OBJECTIVE - Tally up the lines carrying the string "Tailwind" and respond with only the resulting number.

EXERCISE INPUTS -
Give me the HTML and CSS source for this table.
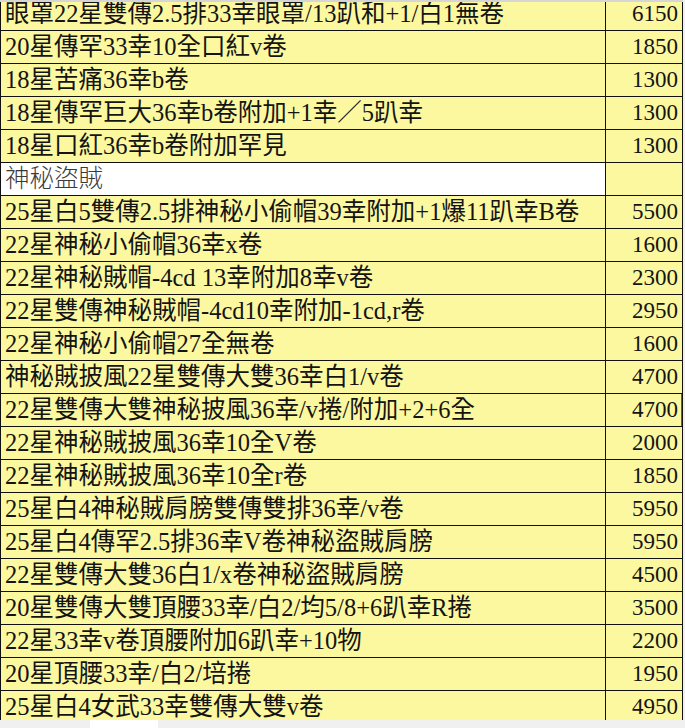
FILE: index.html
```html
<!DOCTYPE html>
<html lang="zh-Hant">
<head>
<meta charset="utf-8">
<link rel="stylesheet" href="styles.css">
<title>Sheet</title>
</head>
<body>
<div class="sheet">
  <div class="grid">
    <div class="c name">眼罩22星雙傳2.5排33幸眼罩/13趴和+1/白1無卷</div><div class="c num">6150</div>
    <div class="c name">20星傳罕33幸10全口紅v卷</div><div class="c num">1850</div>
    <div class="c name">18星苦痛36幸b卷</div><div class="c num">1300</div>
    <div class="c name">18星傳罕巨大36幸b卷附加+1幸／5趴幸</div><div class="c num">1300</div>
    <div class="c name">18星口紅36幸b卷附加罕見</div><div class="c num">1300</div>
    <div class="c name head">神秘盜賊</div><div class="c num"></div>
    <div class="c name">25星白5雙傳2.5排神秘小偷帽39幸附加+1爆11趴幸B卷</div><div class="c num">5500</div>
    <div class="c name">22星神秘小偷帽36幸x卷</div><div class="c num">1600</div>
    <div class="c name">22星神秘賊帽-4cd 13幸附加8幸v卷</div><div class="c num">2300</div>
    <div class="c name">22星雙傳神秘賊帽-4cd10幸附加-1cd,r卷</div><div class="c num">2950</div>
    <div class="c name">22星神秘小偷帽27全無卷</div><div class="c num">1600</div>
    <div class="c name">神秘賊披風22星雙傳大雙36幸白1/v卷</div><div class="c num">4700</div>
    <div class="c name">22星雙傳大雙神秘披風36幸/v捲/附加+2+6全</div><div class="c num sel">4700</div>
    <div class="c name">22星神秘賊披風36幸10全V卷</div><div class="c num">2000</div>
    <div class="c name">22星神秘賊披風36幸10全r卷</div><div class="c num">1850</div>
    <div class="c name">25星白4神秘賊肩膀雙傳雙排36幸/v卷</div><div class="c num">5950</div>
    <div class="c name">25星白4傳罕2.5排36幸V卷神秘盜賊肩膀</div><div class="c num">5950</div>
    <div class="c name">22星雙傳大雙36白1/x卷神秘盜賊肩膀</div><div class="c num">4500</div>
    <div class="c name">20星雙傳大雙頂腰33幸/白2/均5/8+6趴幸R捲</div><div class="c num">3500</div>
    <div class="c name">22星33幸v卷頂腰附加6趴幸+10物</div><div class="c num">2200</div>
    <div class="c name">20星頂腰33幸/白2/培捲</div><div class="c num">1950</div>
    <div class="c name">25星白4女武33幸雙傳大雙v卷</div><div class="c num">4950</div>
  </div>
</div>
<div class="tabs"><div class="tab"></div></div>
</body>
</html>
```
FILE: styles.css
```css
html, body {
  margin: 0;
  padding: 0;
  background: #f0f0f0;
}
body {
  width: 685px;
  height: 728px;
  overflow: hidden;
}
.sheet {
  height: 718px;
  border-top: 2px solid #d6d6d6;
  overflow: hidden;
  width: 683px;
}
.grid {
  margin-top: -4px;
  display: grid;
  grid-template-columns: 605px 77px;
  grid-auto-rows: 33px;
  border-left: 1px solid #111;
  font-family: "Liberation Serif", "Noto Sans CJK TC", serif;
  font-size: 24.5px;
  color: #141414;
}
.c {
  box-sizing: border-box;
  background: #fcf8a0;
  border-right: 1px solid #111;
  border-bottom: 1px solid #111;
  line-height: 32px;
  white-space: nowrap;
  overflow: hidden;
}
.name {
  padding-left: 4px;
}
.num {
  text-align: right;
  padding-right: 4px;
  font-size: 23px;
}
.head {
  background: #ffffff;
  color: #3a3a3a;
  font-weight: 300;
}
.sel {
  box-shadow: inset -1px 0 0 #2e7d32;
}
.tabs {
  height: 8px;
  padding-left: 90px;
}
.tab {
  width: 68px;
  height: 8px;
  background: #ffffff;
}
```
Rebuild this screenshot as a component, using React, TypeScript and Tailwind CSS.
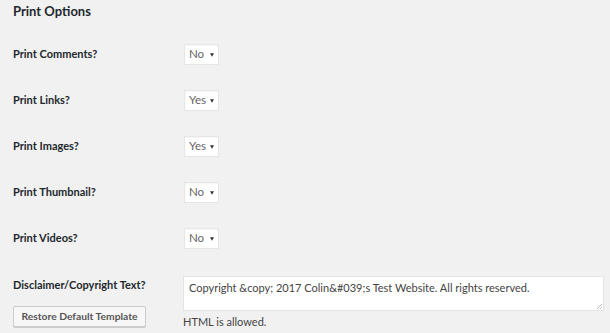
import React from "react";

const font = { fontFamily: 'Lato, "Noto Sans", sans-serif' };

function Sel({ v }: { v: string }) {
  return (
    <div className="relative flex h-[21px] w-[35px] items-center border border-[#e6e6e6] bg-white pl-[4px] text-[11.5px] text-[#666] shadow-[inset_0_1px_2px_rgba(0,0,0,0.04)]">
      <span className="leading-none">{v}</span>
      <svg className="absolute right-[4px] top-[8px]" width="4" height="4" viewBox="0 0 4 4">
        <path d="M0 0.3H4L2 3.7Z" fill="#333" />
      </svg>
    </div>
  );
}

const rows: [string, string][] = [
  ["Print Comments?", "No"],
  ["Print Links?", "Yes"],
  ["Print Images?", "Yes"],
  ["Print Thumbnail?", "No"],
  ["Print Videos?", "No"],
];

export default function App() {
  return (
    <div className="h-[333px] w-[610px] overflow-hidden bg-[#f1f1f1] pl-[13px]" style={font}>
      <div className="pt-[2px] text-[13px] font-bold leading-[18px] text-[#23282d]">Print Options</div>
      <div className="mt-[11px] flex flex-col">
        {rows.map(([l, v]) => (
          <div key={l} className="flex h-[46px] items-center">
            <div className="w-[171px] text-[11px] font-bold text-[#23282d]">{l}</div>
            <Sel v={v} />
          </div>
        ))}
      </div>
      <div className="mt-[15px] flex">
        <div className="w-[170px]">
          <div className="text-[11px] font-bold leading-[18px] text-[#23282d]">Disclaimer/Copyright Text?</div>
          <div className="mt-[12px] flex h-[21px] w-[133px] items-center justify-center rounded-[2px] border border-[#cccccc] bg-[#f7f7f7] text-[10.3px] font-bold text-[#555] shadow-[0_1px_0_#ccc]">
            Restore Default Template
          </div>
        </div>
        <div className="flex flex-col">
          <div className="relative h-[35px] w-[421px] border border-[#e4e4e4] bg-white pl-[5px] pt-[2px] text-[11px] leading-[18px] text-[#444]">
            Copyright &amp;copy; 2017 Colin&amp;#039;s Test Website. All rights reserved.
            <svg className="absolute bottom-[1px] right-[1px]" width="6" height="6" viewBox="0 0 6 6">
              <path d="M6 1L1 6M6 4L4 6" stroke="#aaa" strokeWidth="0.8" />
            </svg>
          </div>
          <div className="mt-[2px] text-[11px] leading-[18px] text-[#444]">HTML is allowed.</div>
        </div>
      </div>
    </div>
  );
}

---

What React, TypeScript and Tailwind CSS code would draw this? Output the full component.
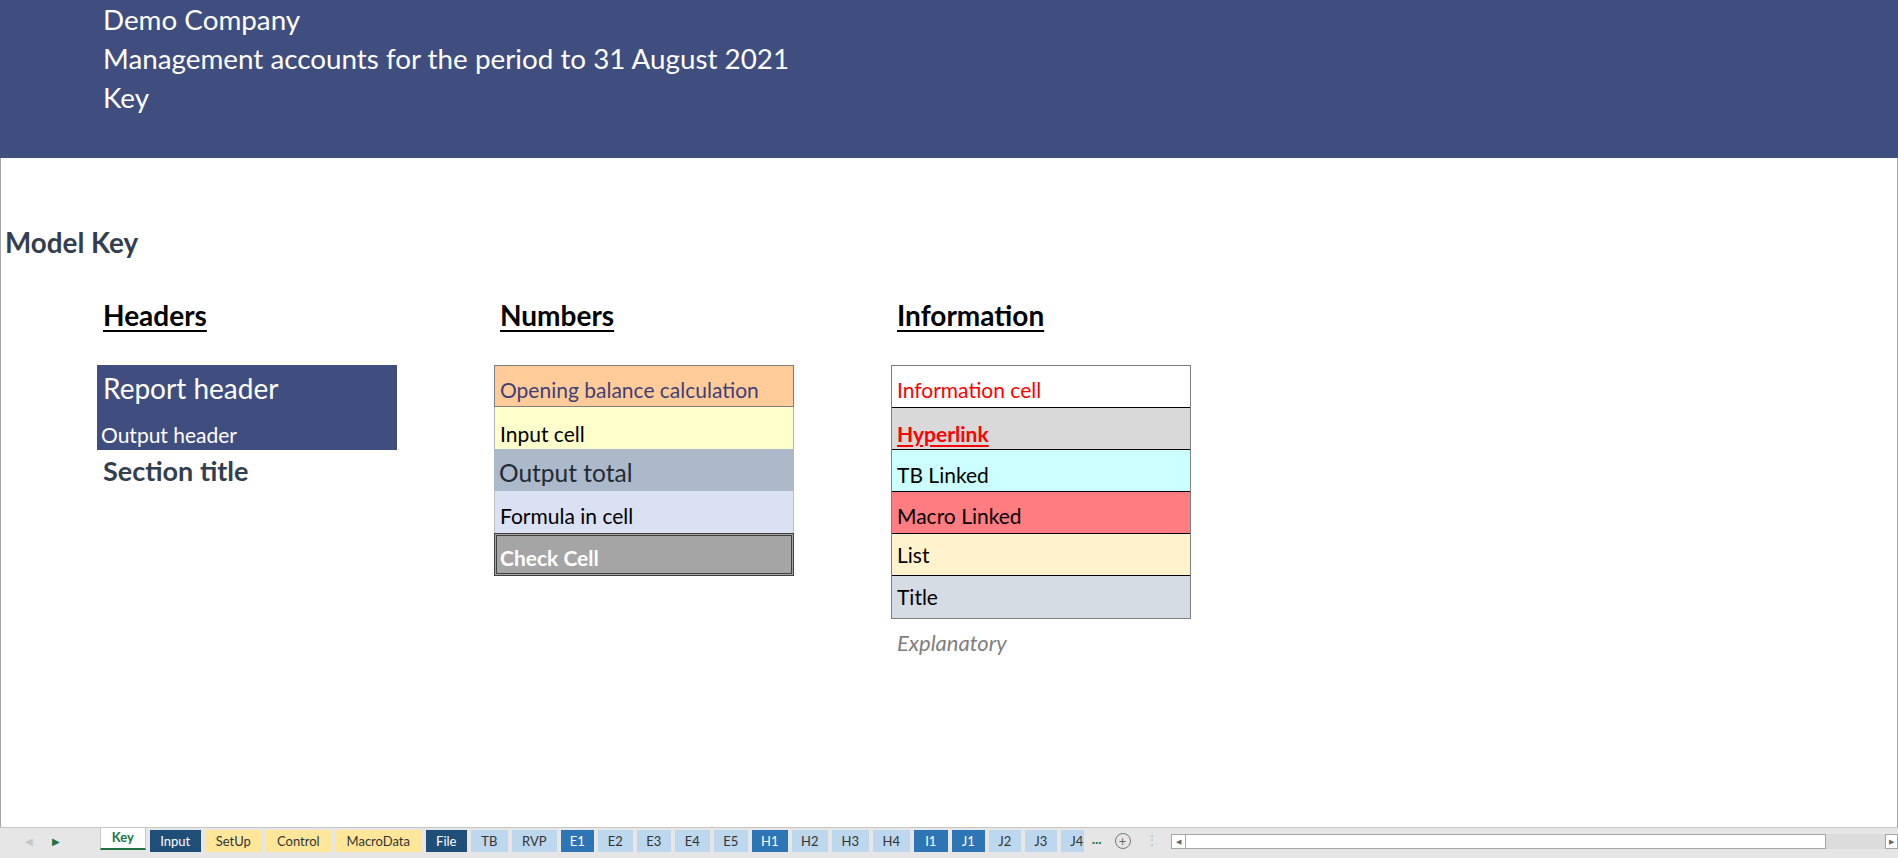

CORRECT RESULT - 2